Evaluating cross-domain Dutch semantic role annotation ~ Orphée De Clercq, Véronique Hoste and Paola Monachesi
In this talk, work on semantic role labeling (SRL) in the context of the SONAR corpus was presented. A manually verified subset was used to train a labeler that could perform SRL on other parts of the SONAR corpus. Training was performed for in-domain text and combinations of text coming from different domains. Genre specific training proves crucial for a optimal performance.
Event prediction through Social Network Analysis ~ Matje van de Camp
Matje van de Camp, from the sister project HITIME, presented ongoing research on the creation of a time-stamped social network based on biographies of Dutch people related to the socialist movement. Ultimately, the social network will be employed to predict events based on sudden bursts of activity in the network. Hitime and Agora already started a collaboration to share results and techniques.
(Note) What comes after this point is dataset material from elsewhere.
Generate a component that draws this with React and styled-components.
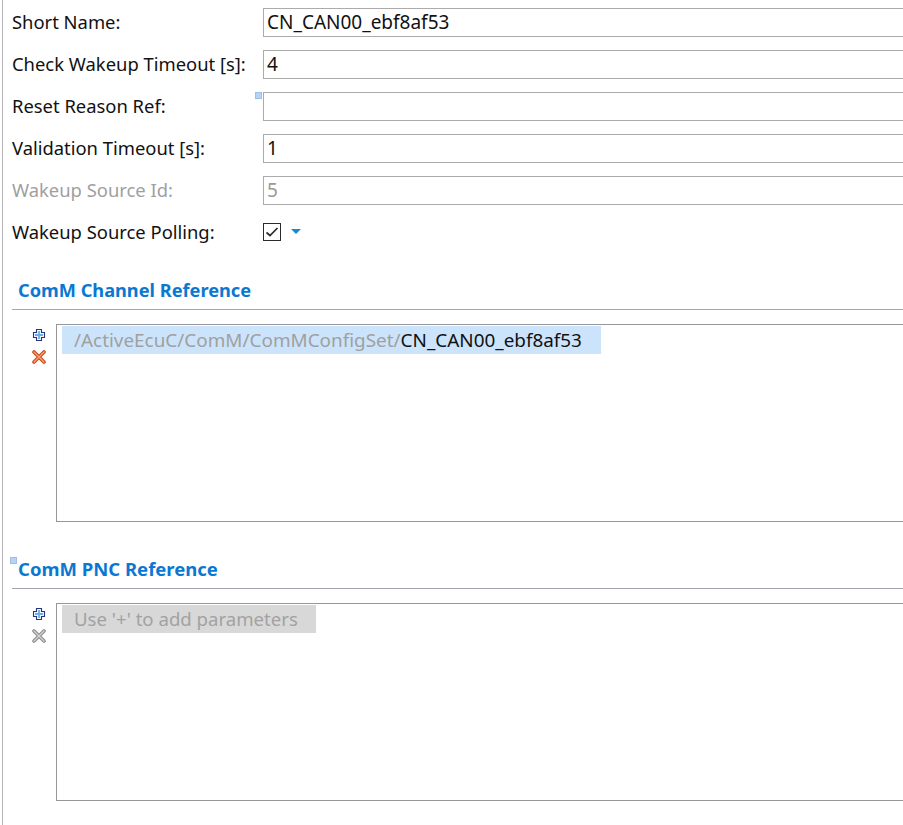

Computational Linguistics in public safety and security ~
Wauter Bosma discussed three NLP related issues that play an important role in diverse projects the NFI (Dutch Forensic Institute). Specific areas of interest are 1) deviations in processes and events that may point to fraud, 2) network analysis (e.g. constructing criminal networks from various documents and reports) and 3) author identification and disambiguation.
DutchSemCor: from manual annotation to active learning ~
In this talk, DutchSemcor was presented, a semantically annotated corpus based on Cornetto, a lexico-semantic database. For the most frequent and polysemous part of the Dutch language, at least 25 example sentences are annotated manually for each sense. Sentences come from the SONAR corpus and additional webqueries using TextCorp. Next, different WSD systems are trained on these annotations: a KB-based WSD and TiMBL. The DutchSemCor will be available medio 2012.
Unfortunately the speaker presenting on detection and classification of event nominals could not make it, but we will contact her. We keep you posted!